For that is what all the various current Free Software and Open Source licenses are able to achiieve. It is the "trick" of using copyright law to enforce freedom of use by embedding the license statement into the copyrighted work. The reason this works so widely is mainly due to the nearly complete uniformity of copyright laws around the world.

To be frank, while the ideals of FSF and OSI have their own worthiness, they would be mere wishful thinking without the ability to bend copyright law to the purpose.

As simple examples, two other aspects of so-called "Intellectual Property" law that licenses alone cannot enforce are patents and trademarks. While some licenses attempt this, the laws involved are far more varied internationally and the legal concepts are different enough to not be so clearly bound by merely having statement text embedded in the work.

This isn't to decry the intentions of the Ethical Source proponents, but as long as they fantasise that Free and Open Source licenses are part of the problem then they are perhaps only performing a kind of displacement activity.

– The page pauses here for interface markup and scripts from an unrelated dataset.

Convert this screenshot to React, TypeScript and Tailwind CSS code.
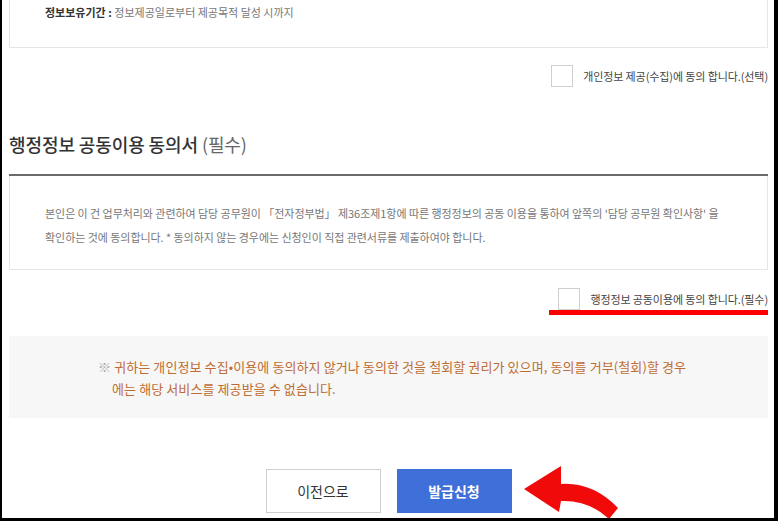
import React from "react";

const Checkbox = () => (
  <span className="inline-block w-[22px] h-[22px] border border-[#cfcfcf] bg-white shrink-0"></span>
);

const RedArrow = () => (
  <svg width="100" height="58" viewBox="0 0 100 58" className="absolute left-full ml-[9px] -top-[4px]">
    <path d="M3 24 L40 1 L40 19 Q72 17 97 43 L88 54 Q68 35 40 36 L38 47 Z" fill="#f00a0a" />
  </svg>
);

export default function App() {
  return (
    <div className="w-[778px] h-[521px] overflow-hidden bg-white border-l-2 border-r-4 border-b-[3px] border-black font-['Noto_Sans_CJK_KR',sans-serif]">
      <div className="pl-[7px] pr-[6px]">
        {/* 정보 제공 박스 (위쪽 잘림) */}
        <div className="border-x border-b border-[#e6e6e6] pt-[2px] pb-[25px] pl-[35px] text-[11px] leading-[20px] text-[#777]">
          <span className="font-bold text-[#333]">정보보유기간 : </span>
          정보제공일로부터 제공목적 달성 시까지
        </div>

        <div className="mt-[17px] flex items-center justify-end gap-[10px] h-[22px]">
          <Checkbox />
          <span className="text-[11px] text-[#444] tracking-[-0.1px]">개인정보 제공(수집)에 동의 합니다.(선택)</span>
        </div>

        {/* 행정정보 공동이용 동의서 */}
        <h2 className="mt-[45px] text-[18px] leading-[24px] font-medium text-[#333] tracking-[-0.1px]">
          행정정보 공동이용 동의서 <span className="text-[#666] font-normal">(필수)</span>
        </h2>
        <div className="mt-[18px] h-[2px] bg-[#6b6b6b]"></div>
        <div className="border-x border-b border-[#e6e6e6] pt-[25px] pb-[20px] pl-[35px] text-[11px] leading-[24px] text-[#777] tracking-[-0.05px]">
          <p>본인은 이 건 업무처리와 관련하여 담당 공무원이 「전자정부법」 제36조제1항에 따른 행정정보의 공동 이용을 통하여 앞쪽의 '담당 공무원 확인사항' 을</p>
          <p>확인하는 것에 동의합니다. * 동의하지 않는 경우에는 신청인이 직접 관련서류를 제출하여야 합니다.</p>
        </div>

        <div className="mt-[18px] flex items-center justify-end gap-[10px] h-[22px]">
          <Checkbox />
          <span className="text-[11px] text-[#444] tracking-[-0.1px]">행정정보 공동이용에 동의 합니다.(필수)</span>
        </div>
        <div className="ml-auto w-[219px] h-[5px] bg-[#ff0000]"></div>

        {/* 안내 문구 */}
        <div className="mt-[21px] bg-[#f7f7f7] pt-[20px] pb-[18px] pl-[89px] text-[13px] leading-[22px] tracking-[0.1px] text-[#bd6c34]">
          <p className="pl-[14px] -indent-[14px]">
            <span className="text-[#aaa]">※ </span>귀하는 개인정보 수집•이용에 동의하지 않거나 동의한 것을 철회할 권리가 있으며, 동의를 거부(철회)할 경우
            <br />
            에는 해당 서비스를 제공받을 수 없습니다.
          </p>
        </div>

        {/* 버튼 */}
        <div className="mt-[51px] flex justify-center">
          <div className="relative flex gap-[16px]">
            <button className="w-[115px] h-[44px] border border-[#cfcfcf] bg-white text-[14px] text-[#333]">이전으로</button>
            <button className="w-[115px] h-[44px] bg-[#3f6fd8] text-[14px] font-bold text-white">발급신청</button>
            <RedArrow />
          </div>
        </div>
      </div>
    </div>
  );
}
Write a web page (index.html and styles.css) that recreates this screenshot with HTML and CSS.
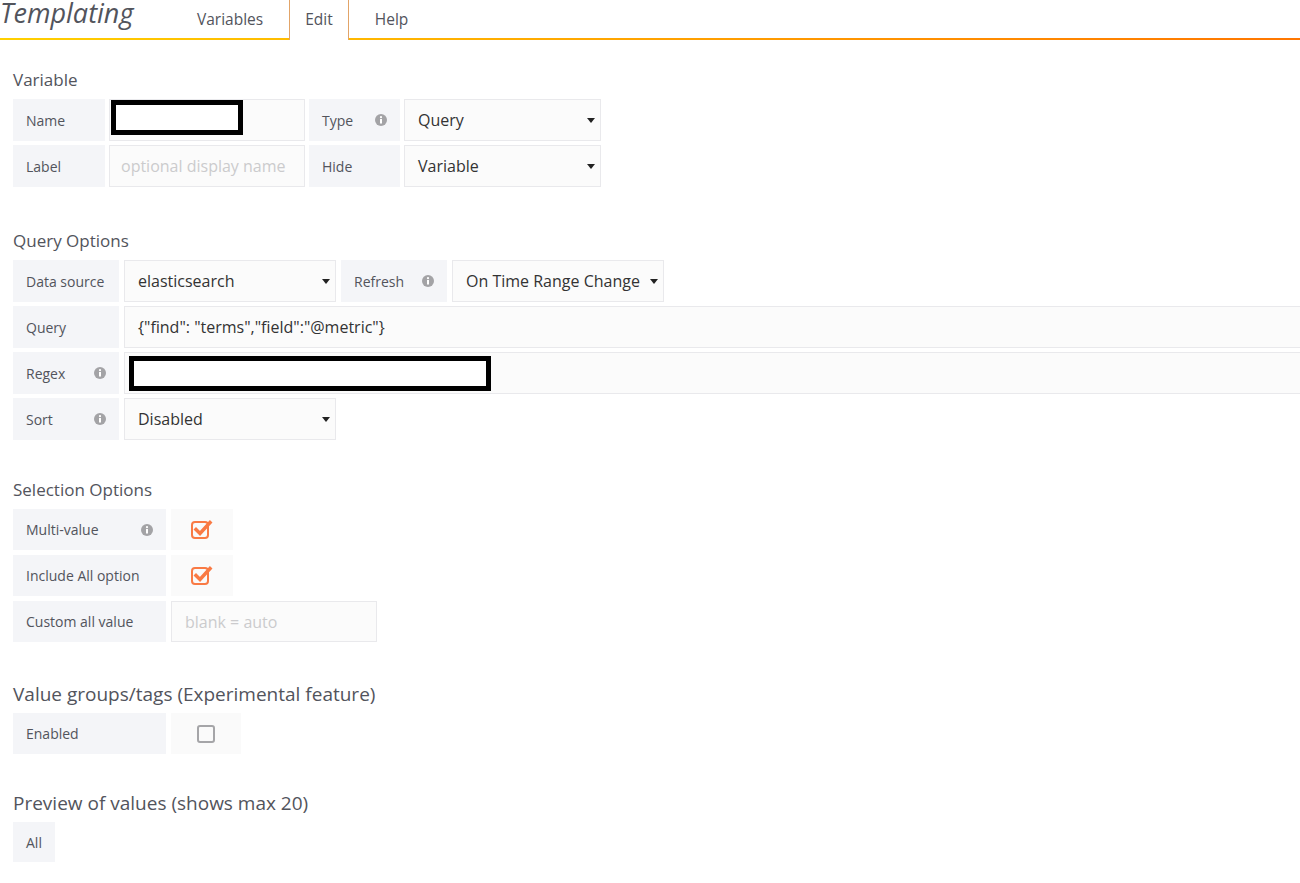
FILE: index.html
```html
<!DOCTYPE html>
<html>
<head>
<meta charset="utf-8">
<title>Templating</title>
<link rel="stylesheet" href="styles.css">
</head>
<body>
<header class="nav">
  <div class="title">Templating</div>
  <nav class="tabs">
    <div class="tab">Variables</div>
    <div class="tab active">Edit</div>
    <div class="tab">Help</div>
  </nav>
</header>

<main class="page">
  <section class="section s-variable">
    <h5 class="heading">Variable</h5>
    <div class="rows">
      <div class="row tight">
        <span class="label w92">Name</span>
        <div class="input w196"><span class="redact redact-name"></span></div>
        <span class="label w91">Type <svg class="info" viewBox="0 0 12 12"><circle cx="6" cy="6" r="6"/><rect x="5" y="5" width="2" height="4.5" fill="#fff"/><circle cx="6" cy="3.2" r="1.1" fill="#fff"/></svg></span>
        <div class="select w197"><span class="value">Query</span><span class="caret"></span></div>
      </div>
      <div class="row tight">
        <span class="label w92">Label</span>
        <div class="input w196 ph-input"><span class="placeholder">optional display name</span></div>
        <span class="label w91">Hide</span>
        <div class="select w197"><span class="value">Variable</span><span class="caret"></span></div>
      </div>
    </div>
  </section>

  <section class="section s-query">
    <h5 class="heading">Query Options</h5>
    <div class="rows">
      <div class="row">
        <span class="label w106">Data source</span>
        <div class="select w212"><span class="value">elasticsearch</span><span class="caret"></span></div>
        <span class="label w106">Refresh <svg class="info" viewBox="0 0 12 12"><circle cx="6" cy="6" r="6"/><rect x="5" y="5" width="2" height="4.5" fill="#fff"/><circle cx="6" cy="3.2" r="1.1" fill="#fff"/></svg></span>
        <div class="select w212"><span class="value">On Time Range Change</span><span class="caret"></span></div>
      </div>
      <div class="row wide">
        <span class="label w106">Query</span>
        <div class="input grow"><span class="value">{"find": "terms","field":"@metric"}</span></div>
      </div>
      <div class="row wide">
        <span class="label w106">Regex <svg class="info" viewBox="0 0 12 12"><circle cx="6" cy="6" r="6"/><rect x="5" y="5" width="2" height="4.5" fill="#fff"/><circle cx="6" cy="3.2" r="1.1" fill="#fff"/></svg></span>
        <div class="input grow"><span class="redact redact-regex"></span></div>
      </div>
      <div class="row">
        <span class="label w106">Sort <svg class="info" viewBox="0 0 12 12"><circle cx="6" cy="6" r="6"/><rect x="5" y="5" width="2" height="4.5" fill="#fff"/><circle cx="6" cy="3.2" r="1.1" fill="#fff"/></svg></span>
        <div class="select w212"><span class="value">Disabled</span><span class="caret"></span></div>
      </div>
    </div>
  </section>

  <section class="section s-select">
    <h5 class="heading">Selection Options</h5>
    <div class="rows rows-loose">
      <div class="row short">
        <span class="label w153">Multi-value <svg class="info" viewBox="0 0 12 12"><circle cx="6" cy="6" r="6"/><rect x="5" y="5" width="2" height="4.5" fill="#fff"/><circle cx="6" cy="3.2" r="1.1" fill="#fff"/></svg></span>
        <div class="check-cell w62">
          <svg class="check" viewBox="0 0 24 24"><rect x="2" y="5" width="16" height="16" rx="3"/><path d="M6 12.5 L10 16.5 L20 5.5"/></svg>
        </div>
      </div>
      <div class="row short">
        <span class="label w153">Include All option</span>
        <div class="check-cell w62">
          <svg class="check" viewBox="0 0 24 24"><rect x="2" y="5" width="16" height="16" rx="3"/><path d="M6 12.5 L10 16.5 L20 5.5"/></svg>
        </div>
      </div>
      <div class="row short">
        <span class="label w153">Custom all value</span>
        <div class="input w206"><span class="placeholder">blank = auto</span></div>
      </div>
    </div>
  </section>

  <section class="section s-tags">
    <h4 class="heading big">Value groups/tags (Experimental feature)</h4>
    <div class="rows">
      <div class="row short">
        <span class="label w153">Enabled</span>
        <div class="check-cell w70"><span class="unchecked"></span></div>
      </div>
    </div>
  </section>

  <section class="section s-preview">
    <h4 class="heading big">Preview of values (shows max 20)</h4>
    <div class="rows">
      <div class="row chip-row">
        <span class="label chip">All</span>
      </div>
    </div>
  </section>
</main>
</body>
</html>
```

FILE: styles.css
```css
html, body {
  margin: 0;
  padding: 0;
}

body {
  width: 1300px;
  height: 883px;
  overflow: hidden;
  background: #ffffff;
  font-family: "Open Sans", "Noto Sans", sans-serif;
  color: #52545c;
}

.nav {
  display: flex;
  align-items: flex-start;
  height: 40px;
  background: linear-gradient(to right, #ffd000, #ff7600) left 38px / 100% 2px no-repeat;
}

.title {
  width: 181px;
  padding-top: 1px;
  font-size: 27px;
  line-height: 23px;
  font-style: italic;
  color: #52545c;
  white-space: nowrap;
}

.tabs {
  display: flex;
  gap: 9px;
}

.tab {
  height: 38px;
  line-height: 38px;
  padding: 0 16px;
  font-size: 15.5px;
  color: #52545c;
  border-left: 1px solid transparent;
  border-right: 1px solid transparent;
}

.tab:first-child {
  padding-left: 15px;
}

.tab.active {
  height: 40px;
  background: #ffffff;
  border-left-color: #e2a468;
  border-right-color: #e2a468;
  padding: 0 15px;
}

.page {
  padding-left: 13px;
}

.s-variable { margin-top: 30px; }
.s-query { margin-top: 44px; }
.s-select { margin-top: 40px; }
.s-tags { margin-top: 41px; }
.s-preview { margin-top: 38px; }

.heading {
  margin: 0 0 9px 0;
  font-size: 17px;
  line-height: 20px;
  font-weight: 400;
  color: #52545c;
}

.heading.big {
  font-size: 19px;
  line-height: 22px;
  margin-bottom: 8px;
}

.rows {
  display: flex;
  flex-direction: column;
  gap: 4px;
}

.rows-loose {
  gap: 5px;
}

.row {
  display: flex;
  gap: 5px;
  height: 42px;
}

.row.tight {
  gap: 4px;
}

.row.short {
  height: 41px;
}

.row.chip-row {
  height: 40px;
}

.row.wide {
  width: 1320px;
}

.label {
  box-sizing: border-box;
  display: flex;
  align-items: center;
  justify-content: space-between;
  padding: 0 13px;
  background: #f4f5f8;
  font-size: 14px;
  color: #52545c;
  white-space: nowrap;
}

.info {
  width: 12px;
  height: 12px;
  fill: #a3a3a6;
  flex: none;
}

.input, .select {
  box-sizing: border-box;
  position: relative;
  display: flex;
  align-items: center;
  padding: 0 12px 0 13px;
  background: #fbfbfb;
  border: 1px solid #e9e9ec;
  font-size: 16px;
  color: #333333;
  white-space: nowrap;
}

.ph-input {
  padding-left: 11px;
}

.select {
  justify-content: space-between;
  padding-right: 5px;
}

.placeholder {
  color: #cbcbcd;
}

.caret {
  width: 0;
  height: 0;
  border-left: 4px solid transparent;
  border-right: 4px solid transparent;
  border-top: 5px solid #222;
}

.grow {
  flex: 1;
}

.w91 { width: 91px; }
.w92 { width: 92px; }
.w106 { width: 106px; }
.w153 { width: 153px; }
.w196 { width: 196px; }
.w197 { width: 197px; }
.w206 { width: 206px; }
.w212 { width: 212px; }
.w62 { width: 62px; }
.w70 { width: 70px; }

.redact {
  position: absolute;
  box-sizing: border-box;
  border: 5px solid #000;
  background: #fff;
}

.redact-name {
  left: 1px;
  top: 0;
  width: 132px;
  height: 35px;
}

.redact-regex {
  left: 4px;
  top: 3px;
  width: 362px;
  height: 35px;
}

.check-cell {
  display: flex;
  align-items: center;
  justify-content: center;
  background: #fafafa;
}

.check {
  width: 24px;
  height: 24px;
  fill: none;
  stroke: #f97a44;
  margin-top: -2px;
}

.check rect {
  stroke-width: 2;
}

.check path {
  stroke-width: 3.5;
  stroke-linecap: square;
  stroke-linejoin: miter;
}

.unchecked {
  box-sizing: border-box;
  width: 18px;
  height: 18px;
  border: 2px solid #a5a5a8;
  border-radius: 3px;
  margin-right: 1px;
}
```
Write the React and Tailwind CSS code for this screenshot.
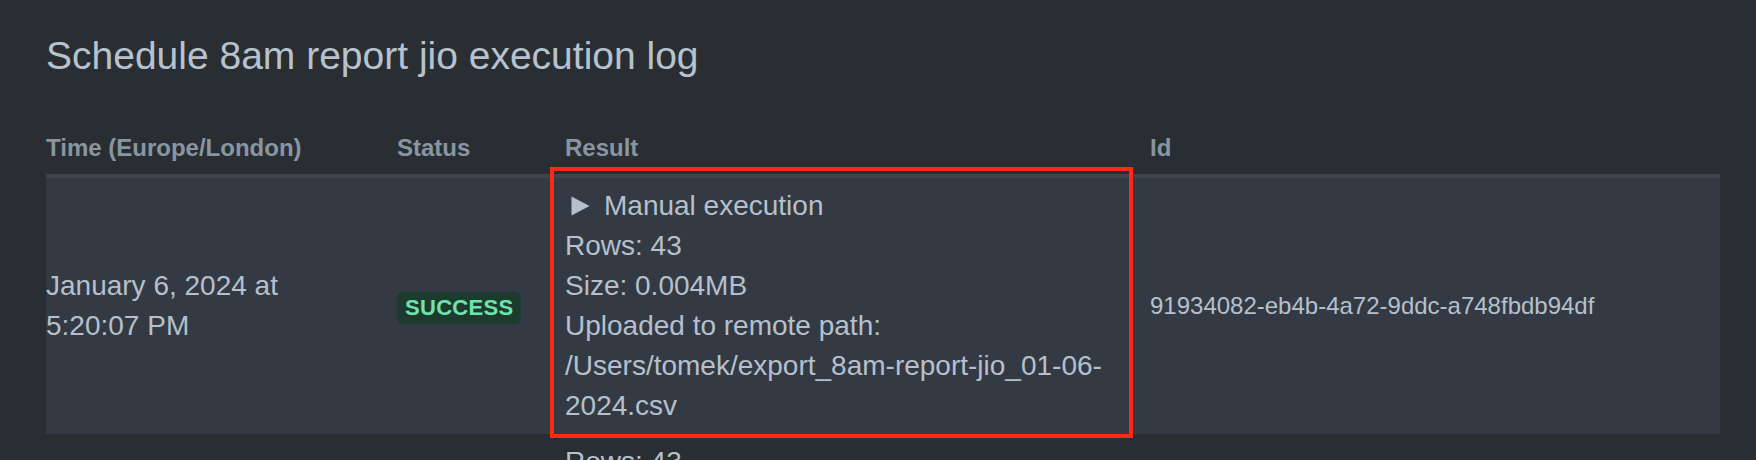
import React from "react";

function Triangle() {
  return (
    <svg
      width="19"
      height="20"
      viewBox="0 0 19 20"
      className="inline-block ml-[6px] mr-[14px] align-[-1px]"
    >
      <path d="M0.5 0.5 L18.5 10 L0.5 19.5 Z" fill="#b6c0cd" />
    </svg>
  );
}

export default function App() {
  const th =
    "pl-0 pr-8 py-2 text-left text-[24px] leading-[36px] font-bold text-[#8a95a2] align-bottom";
  const td = "pl-0 pr-8 py-2 align-middle text-[28px] leading-[40px] text-[#b6c0cd]";
  return (
    <div className="relative min-h-screen bg-[#292e33] pl-[46px] pt-8 font-['Liberation_Sans',Arial,sans-serif]">
      <h1 className="text-[39px] leading-[48px] font-normal text-[#b8c2cf]">
        Schedule 8am report jio execution log
      </h1>
      <table className="mt-[42px] w-[1674px] table-fixed border-collapse">
        <colgroup>
          <col className="w-[351px]" />
          <col className="w-[168px]" />
          <col className="w-[585px]" />
          <col className="w-[570px]" />
        </colgroup>
        <thead>
          <tr className="border-b-4 border-[#3c454c]">
            <th className={th}>Time (Europe/London)</th>
            <th className={th}>Status</th>
            <th className={th}>Result</th>
            <th className={th}>Id</th>
          </tr>
        </thead>
        <tbody>
          <tr className="bg-[#333a43]">
            <td className={td}>January 6, 2024 at 5:20:07 PM</td>
            <td className={td}>
              <span className="inline-block rounded-md bg-[#1d3a2f] px-2 text-[22px] leading-[32px] font-bold tracking-[0.3px] text-[#6fe3ae]">
                SUCCESS
              </span>
            </td>
            <td className={td}>
              <div>
                <Triangle />
                Manual execution
              </div>
              <div>Rows: 43</div>
              <div>Size: 0.004MB</div>
              <div>
                Uploaded to remote path:
                /Users/tomek/export_8am-report-jio_01-06-2024.csv
              </div>
            </td>
            <td className="pl-0 pr-8 py-2 align-middle text-[24px] leading-[36px] text-[#b6c0cd]">
              91934082-eb4b-4a72-9ddc-a748fbdb94df
            </td>
          </tr>
          <tr>
            <td className={td}></td>
            <td className={td}></td>
            <td className={td}>
              <div>Rows: 43</div>
              <div>Size: 0.004MB</div>
              <div>
                Uploaded to remote path:
                /Users/tomek/export_8am-report-jio_01-06-2024.csv
              </div>
            </td>
            <td className={td}></td>
          </tr>
        </tbody>
      </table>
      <div className="pointer-events-none absolute left-[550px] top-[167px] h-[271px] w-[583px] border-4 border-[#ff2a14]" />
    </div>
  );
}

p.s. in looking at their web site, sadly I still see nothing of substance, only a list of their principles about themselves, and a list of licenses that they don't yet endorse. Not a criticism as such, all things must have beginnings, and that organisation dates from around December, 2020. Interestingly, there is a (quite?) separate and longstanding movement of "ethical sourcing" in the world outside of software - showing that, as always, naming these concepts uniquely is itself a tricky matter.